== What you should do ==
Skip the pictures. Transcribe the rest of the data below without changing a word.

== Data ==
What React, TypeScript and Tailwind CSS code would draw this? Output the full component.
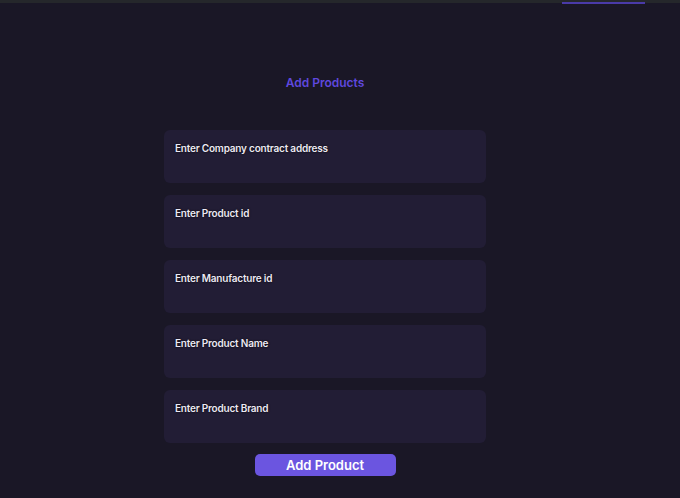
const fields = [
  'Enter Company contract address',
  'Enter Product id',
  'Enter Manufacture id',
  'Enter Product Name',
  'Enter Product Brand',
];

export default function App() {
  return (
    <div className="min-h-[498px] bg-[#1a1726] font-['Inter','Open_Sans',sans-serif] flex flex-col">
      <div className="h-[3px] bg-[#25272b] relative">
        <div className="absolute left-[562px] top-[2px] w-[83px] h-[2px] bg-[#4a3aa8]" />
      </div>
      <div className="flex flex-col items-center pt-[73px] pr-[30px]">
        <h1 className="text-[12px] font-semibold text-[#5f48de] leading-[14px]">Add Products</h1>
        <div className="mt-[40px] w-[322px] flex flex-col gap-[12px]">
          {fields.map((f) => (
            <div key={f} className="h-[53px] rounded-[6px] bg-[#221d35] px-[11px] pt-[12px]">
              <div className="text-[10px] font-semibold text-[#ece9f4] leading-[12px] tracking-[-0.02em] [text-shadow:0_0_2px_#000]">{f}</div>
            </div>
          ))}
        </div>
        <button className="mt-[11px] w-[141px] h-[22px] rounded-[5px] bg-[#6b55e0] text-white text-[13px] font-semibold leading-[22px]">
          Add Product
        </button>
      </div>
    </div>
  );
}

== Answer to this exercise ==
What React, TypeScript and Tailwind CSS code would draw this? Output the full component.
const fields = [
  'Enter Company contract address',
  'Enter Product id',
  'Enter Manufacture id',
  'Enter Product Name',
  'Enter Product Brand',
];

export default function App() {
  return (
    <div className="min-h-[498px] bg-[#1a1726] font-['Inter','Open_Sans',sans-serif] flex flex-col">
      <div className="h-[3px] bg-[#25272b] relative">
        <div className="absolute left-[562px] top-[2px] w-[83px] h-[2px] bg-[#4a3aa8]" />
      </div>
      <div className="flex flex-col items-center pt-[73px] pr-[30px]">
        <h1 className="text-[12px] font-semibold text-[#5f48de] leading-[14px]">Add Products</h1>
        <div className="mt-[40px] w-[322px] flex flex-col gap-[12px]">
          {fields.map((f) => (
            <div key={f} className="h-[53px] rounded-[6px] bg-[#221d35] px-[11px] pt-[12px]">
              <div className="text-[10px] font-semibold text-[#ece9f4] leading-[12px] tracking-[-0.02em] [text-shadow:0_0_2px_#000]">{f}</div>
            </div>
          ))}
        </div>
        <button className="mt-[11px] w-[141px] h-[22px] rounded-[5px] bg-[#6b55e0] text-white text-[13px] font-semibold leading-[22px]">
          Add Product
        </button>
      </div>
    </div>
  );
}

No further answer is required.